Pasión tropical
POR CLAUDIO ZEIGER
No es desconocido que muchos de los nuevos escritores latinoamericanos nacidos alrededor de los años sesenta cometieron su módico parricidio (un parricidio más bien light, un intento de asesinato sin mucha alevosía) contra el padre supremo del realismo mágico, el Gabo, argumentando básicamente que una generación nacida después de la TV y rigurosamente urbana, poco y nada tenía que ver con los colores vívidos de las novelas de dictadores otoñales, las sagas maravillosas de los Buendía, los desbordes tropicales y barrocos de García Márquez, Alejo Carpentier, algún que otro de José Donoso.
Muchos se inclinarían más a reconocer como padre fundador a Mario Vargas Llosa (La ciudad y los perros, Conversación en la catedral) y, los más depresivos, a Juan Carlos Onetti, el escritor por excelencia del anti-boom. Más allá de las cuestiones de gusto literario, más allá de las preferencias y rencillas del mundo literario, podría agregar que a la distancia que siempre tuvo la literatura argentina con respecto a “lo latinoamericano”, en mi caso consigno la sensación de lejanía emocional que me produce García Márquez por el hecho de estar hipercanonizado desde hace tantos años, muchos más de los que parece a primera vista (quizás por ese efecto de “mundo nuevo” que guarda siempre el imaginario latinoamericano).
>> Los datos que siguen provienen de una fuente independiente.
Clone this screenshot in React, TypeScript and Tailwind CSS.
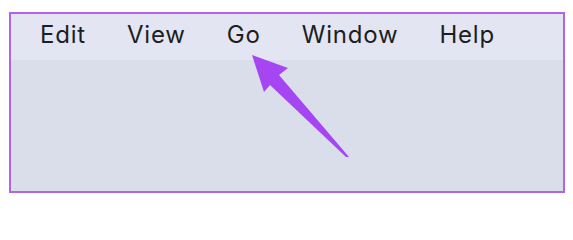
const menus = ["Edit", "View", "Go", "Window", "Help"];

export default function App() {
  return (
    <div className="w-[573px] h-[204px] bg-white pt-[12px] pl-[9px]">
      <div className="relative w-[556px] h-[181px] border-2 border-[#b065e8] bg-[#d9deea] flex flex-col">
        {/* menu bar */}
        <div
          className="h-[46px] bg-[#e3e6f2] flex items-center gap-[41px] pl-[29px] pb-[5px] text-[24px] tracking-[0.8px] text-[#1c1e24]"
          style={{ fontFamily: "Inter, 'Liberation Sans', sans-serif" }}
        >
          {menus.map((m) => (
            <span key={m}>{m}</span>
          ))}
        </div>
        <div className="flex-1" />

        {/* annotation arrow */}
        <svg
          className="absolute left-[-11px] top-[-14px] pointer-events-none"
          width="573"
          height="204"
          viewBox="0 0 573 204"
        >
          <polygon
            points="252,55 288,68 279,75 349,157 346,157 270,85 264,92"
            fill="#a646f2"
          />
        </svg>
      </div>
    </div>
  );
}
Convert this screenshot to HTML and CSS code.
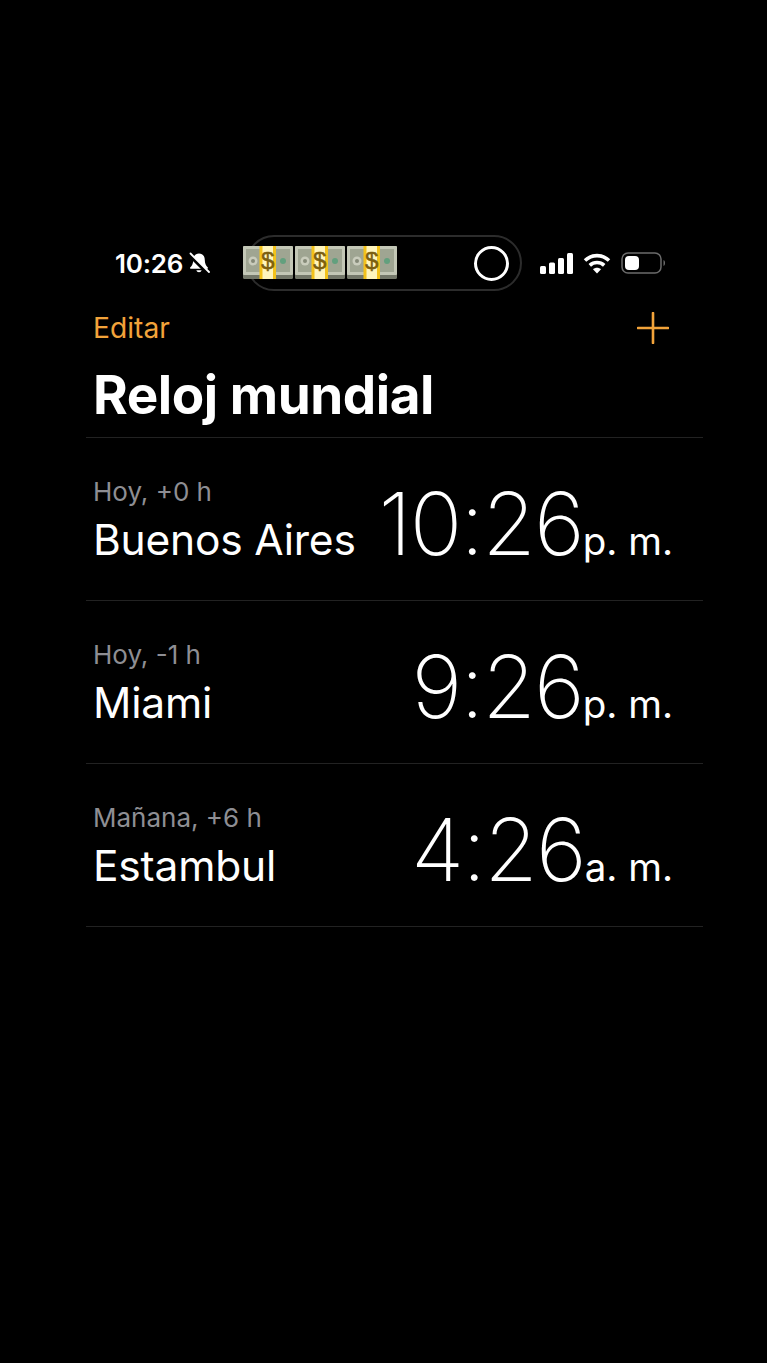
FILE: index.html
```html
<!DOCTYPE html>
<html lang="es">
<head>
    <meta charset="UTF-8">
    <meta name="viewport" content="width=device-width, initial-scale=1.0">
    <title>Reloj mundial</title>
    <link rel="stylesheet" href="styles.css">
</head>
<body>
    <div class="screen">
        <div class="status-bar">
            <div class="status-left">
                <span class="status-time">10:26</span>
                <svg class="bell" viewBox="0 0 22 22" width="22" height="22">
                    <path d="M11 1.500c-3.800 0-5.800 2.900-5.800 6.400 0 3.500-1 5.500-3 7.600-.5.600-.1 1.300.6 1.300h16.400c.7 0 1.100-.7.600-1.300-2-2.100-3-4.100-3-7.600 0-3.500-2-6.400-5.800-6.400z" fill="#fff"/>
                    <path d="M8.300 18.300a2.800 2.800 0 0 0 5.400 0z" fill="#fff"/>
                    <path d="M1.500 3 19.500 21" stroke="#000" stroke-width="3.600"/>
                    <path d="M2.500 1.500 21 20" stroke="#fff" stroke-width="1.800" stroke-linecap="round"/>
                </svg>
            </div>
            <div class="status-right">
                <svg viewBox="0 0 33 21" width="33" height="21">
                    <rect x="0" y="13" width="6" height="8" rx="1.500" fill="#fff"/>
                    <rect x="9" y="9.500" width="6" height="11.500" rx="1.500" fill="#fff"/>
                    <rect x="18" y="5" width="6" height="16" rx="1.500" fill="#fff"/>
                    <rect x="27" y="0" width="6" height="21" rx="1.500" fill="#fff"/>
                </svg>
                <svg viewBox="0 0 28 21" width="28" height="21" fill="none" stroke="#fff" stroke-width="3.600">
                    <path d="M2 7.500C9 1 19 1 26 7.500"/>
                    <path d="M6.800 12.300c4.200-3.800 10.200-3.800 14.400 0"/>
                    <path d="M14 20.500l-4-4.200c2.300-2 5.700-2 8 0z" fill="#fff" stroke="none"/>
                </svg>
                <svg viewBox="0 0 46 22" width="46" height="22">
                    <rect x="1" y="1" width="39" height="20" rx="6" fill="none" stroke="#6b6b6b" stroke-width="1.500"/>
                    <rect x="4" y="4" width="14" height="14" rx="4" fill="#fff"/>
                    <path d="M42.500 8c2 .5 2 5.500 0 6z" fill="#6b6b6b"/>
                </svg>
            </div>
            <div class="island">
                <div class="bills">
                    <svg class="bill" viewBox="0 0 50 33">
                        <rect x="0" y="0" width="50" height="33" rx="1.500" fill="#74786a"/>
                        <rect x="0" y="0" width="50" height="29" rx="1" fill="#c3c7b6"/>
                        <rect x="3" y="3" width="44" height="23" fill="#9fa592"/>
                        <circle cx="10" cy="15" r="4.500" fill="#c9ccbc"/>
                        <circle cx="10" cy="15" r="2" fill="#858a78"/>
                        <circle cx="40" cy="15" r="3" fill="#62a07e"/>
                        <rect x="16.500" y="0" width="16.500" height="33" fill="#f3c21b"/>
                        <rect x="19.500" y="0" width="10.500" height="33" fill="#fff5bd"/>
                        <text x="24.800" y="23" class="money-sign">$</text>
                    </svg>
                    <svg class="bill" viewBox="0 0 50 33">
                        <rect x="0" y="0" width="50" height="33" rx="1.500" fill="#74786a"/>
                        <rect x="0" y="0" width="50" height="29" rx="1" fill="#c3c7b6"/>
                        <rect x="3" y="3" width="44" height="23" fill="#9fa592"/>
                        <circle cx="10" cy="15" r="4.500" fill="#c9ccbc"/>
                        <circle cx="10" cy="15" r="2" fill="#858a78"/>
                        <circle cx="40" cy="15" r="3" fill="#62a07e"/>
                        <rect x="16.500" y="0" width="16.500" height="33" fill="#f3c21b"/>
                        <rect x="19.500" y="0" width="10.500" height="33" fill="#fff5bd"/>
                        <text x="24.800" y="23" class="money-sign">$</text>
                    </svg>
                    <svg class="bill" viewBox="0 0 50 33">
                        <rect x="0" y="0" width="50" height="33" rx="1.500" fill="#74786a"/>
                        <rect x="0" y="0" width="50" height="29" rx="1" fill="#c3c7b6"/>
                        <rect x="3" y="3" width="44" height="23" fill="#9fa592"/>
                        <circle cx="10" cy="15" r="4.500" fill="#c9ccbc"/>
                        <circle cx="10" cy="15" r="2" fill="#858a78"/>
                        <circle cx="40" cy="15" r="3" fill="#62a07e"/>
                        <rect x="16.500" y="0" width="16.500" height="33" fill="#f3c21b"/>
                        <rect x="19.500" y="0" width="10.500" height="33" fill="#fff5bd"/>
                        <text x="24.800" y="23" class="money-sign">$</text>
                    </svg>
                </div>
                <span class="record-ring"></span>
            </div>
        </div>

        <div class="toolbar">
            <span class="edit">Editar</span>
            <svg class="plus" viewBox="0 0 32 32" width="32" height="32">
                <path d="M16 1v30M1 16h30" stroke="#f2a33a" stroke-width="2.600" stroke-linecap="round"/>
            </svg>
        </div>
        <h1>Reloj mundial</h1>

        <div class="clock-list">
            <div class="clock-row">
                <div class="place">
                    <div class="offset">Hoy, +0 h</div>
                    <div class="city">Buenos Aires</div>
                </div>
                <div class="time"><span class="digits">10:26</span><span class="ampm">p. m.</span></div>
            </div>
            <div class="clock-row">
                <div class="place">
                    <div class="offset">Hoy, -1 h</div>
                    <div class="city">Miami</div>
                </div>
                <div class="time"><span class="digits">9:26</span><span class="ampm">p. m.</span></div>
            </div>
            <div class="clock-row">
                <div class="place">
                    <div class="offset">Mañana, +6 h</div>
                    <div class="city">Estambul</div>
                </div>
                <div class="time"><span class="digits">4:26</span><span class="ampm">a. m.</span></div>
            </div>
        </div>
    </div>
</body>
</html>
```

FILE: styles.css
```css
html, body { margin: 0; height: 100%; background: #000; }
body { font-family: Inter, "Liberation Sans", sans-serif; color: #fff; overflow: hidden; }
.money-sign { font-family: "Liberation Sans", sans-serif; font-size: 24px; font-weight: 400; fill: #7c5f10; stroke: #7c5f10; stroke-width: .5; text-anchor: middle; }

.screen { box-sizing: border-box; width: 617px; height: 1363px; margin-left: 86px; padding-top: 235px; }

.status-bar { position: relative; display: flex; justify-content: space-between; align-items: center; height: 56px; padding: 0 36px 0 29px; }
.status-left { display: flex; align-items: center; gap: 5px; }
.status-time { font-size: 26px; font-weight: 600; letter-spacing: -0.2px; }
.bell { display: block; }
.status-right { display: flex; align-items: center; gap: 10px; }
.status-right svg { display: block; }

.island { position: absolute; left: 160px; top: 0; box-sizing: border-box; width: 276px; height: 56px; border: 2px solid #2c2c2c; border-radius: 28px; }
.bills { position: absolute; left: -5px; top: 9px; display: flex; gap: 2px; }
.bill { display: block; width: 50px; height: 33px; }
.record-ring { position: absolute; right: 11px; top: 9px; box-sizing: border-box; width: 35px; height: 35px; border: 3px solid #fff; border-radius: 50%; }

.toolbar { display: flex; justify-content: space-between; align-items: center; height: 32px; margin-top: 21px; padding: 0 34px 0 7px; }
.edit { font-size: 28.2px; color: #f2a33a; }
.plus { display: block; }

h1 { margin: 21px 0 0; padding: 0 7px 12px; font-size: 53px; line-height: 60px; font-weight: 700; letter-spacing: -0.45px; border-bottom: 1px solid #222; }

.clock-row { display: flex; justify-content: space-between; align-items: flex-end; box-sizing: border-box; height: 163px; padding: 0 30px 0 7px; border-bottom: 1px solid #222; }
.place { padding-bottom: 35px; }
.offset { font-size: 26px; line-height: 32px; color: #8e8e93; }
.city { font-size: 42.5px; line-height: 50px; margin-top: 7px; letter-spacing: -0.2px; }
.time { display: flex; align-items: baseline; padding-bottom: 14px; line-height: 90px; }
.digits { font-size: 87px; font-weight: 200; letter-spacing: -2px; }
.ampm { font-size: 38.5px; font-weight: 400; }
```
Una anécdota trivial, pero llamativa: hace unos años, en Cartagena, iba arriba de un “chiva” turística recorriendo la parte histórica de la ciudad, cuando el guía señaló hacia un lado y dijo: “Ahí está la casa de García Márquez, muy rodeada de alambre de púa, como pueden ver”, y fue evidente cierta bronca contenida en su voz, cierto rencor. Gabo, al parecer, no se mezclaba con la cultura de la ciudad como Jorge Amado con la de Bahía.
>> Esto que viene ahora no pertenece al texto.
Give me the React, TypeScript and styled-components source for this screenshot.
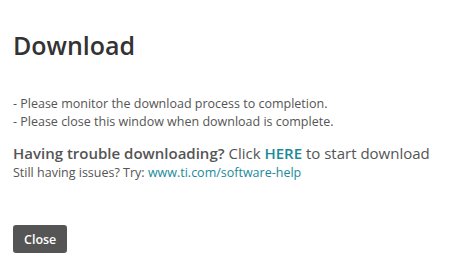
import * as React from "react";
import styled, { createGlobalStyle } from "styled-components";

const GlobalStyle = createGlobalStyle`
  html, body {
    margin: 0;
    padding: 0;
    background: #fff;
  }
  body {
    font-family: "Open Sans", "DejaVu Sans", sans-serif;
    color: #555;
  }
`;

const Dialog = styled.div`
  width: 457px;
  height: 261px;
  box-sizing: border-box;
  padding: 27px 13px 0 13px;
  display: flex;
  flex-direction: column;
`;

const Title = styled.h1`
  margin: 0;
  font-size: 25px;
  font-weight: 600;
  line-height: 36px;
  color: #333;
`;

const Notes = styled.div`
  margin-top: 32px;
  font-size: 12.5px;
  line-height: 18px;
  color: #555;
`;

const Trouble = styled.div`
  margin-top: 12px;
  font-size: 15px;
  line-height: 21px;
  color: #555;
`;

const Strong = styled.strong`
  font-weight: 600;
`;

const Link = styled.a<{ $bold?: boolean }>`
  color: #1a8a9a;
  text-decoration: none;
  font-weight: ${(p) => (p.$bold ? 600 : 400)};
`;

const Help = styled.div`
  font-size: 12.5px;
  line-height: 18px;
  color: #555;
`;

const Footer = styled.div`
  margin-top: 43px;
  display: flex;
`;

const CloseButton = styled.button`
  background: #555;
  color: #fff;
  border: none;
  border-radius: 3px;
  font-family: "Open Sans", "DejaVu Sans", sans-serif;
  font-size: 12.5px;
  font-weight: 600;
  height: 28px;
  padding: 0 11px;
  cursor: pointer;
`;

export default function App() {
  return (
    <>
      <GlobalStyle />
      <Dialog>
        <Title>Download</Title>
        <Notes>
          <div>- Please monitor the download process to completion.</div>
          <div>- Please close this window when download is complete.</div>
        </Notes>
        <Trouble>
          <Strong>Having trouble downloading?</Strong> Click{" "}
          <Link $bold href="#">
            HERE
          </Link>{" "}
          to start download
        </Trouble>
        <Help>
          Still having issues? Try: <Link href="#">www.ti.com/software-help</Link>
        </Help>
        <Footer>
          <CloseButton>Close</CloseButton>
        </Footer>
      </Dialog>
    </>
  );
}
Esa idea de un Gabo encerrado –o atrapado– en una torre de marfil o no (y con púas) es precisamente la imagen que tengo de él: un escritor aislado, capaz de sorprender con un libro atractivo de vez en cuando (los Doce cuentos peregrinos, Noticia de un secuestro), pero irremediablemente embebido de un pasado inmodificable, viviendo para siempre de la gloria de esos Cien años de soledad que tanto valen como tanto cuestan. Un escritor que hace rato dijo lo que tenía para decir y que desde entonces se inventó temas, inquietudes, repeticiones y obligaciones. Como Günter Grass o Norman Mailer, escritores con una imagen demasiado agigantada, un aura demasiado evidente, en fin, cosas de las que seguramente son más culpables los otros (los canonizadores, los cazadores de celebridades literarias, los que hacen listas como “las-diez-mejores-novelas-de-todos-los-tiempos”) que ellos mismos.
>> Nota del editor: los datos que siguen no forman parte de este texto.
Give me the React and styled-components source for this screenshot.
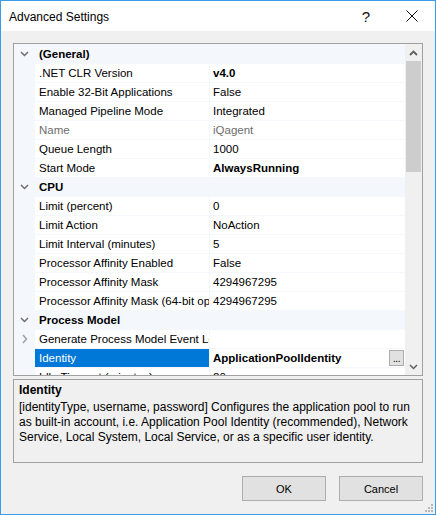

Siempre me pareció más estimulante el personaje de Mario Vargas Llosa: por lo menos dan ganas de bajarle los dientes de esa sonrisa dentífrica de liberal evangélico. Y por partida doble, por ser tan buen escritor y por ser tan hijo de puta al mismo tiempo. Siempre me pareció que, por obra ygracia de los chupamedias, Gabo terminó representando el lado más blando del boom, el menos crítico, el ala menos cuestionadora, sensual, pero poco sexual; una literatura de floja descendencia y con el gran mérito (y riesgo) de casi no tener genealogía, condenada de antemano a quedarse sola, porque prácticamente sola nació y sola creció (o mal acompañada).
Su obra es única –y por eso siempre tendrá su lugar–, pero estará condenada a cien o más años de soledad.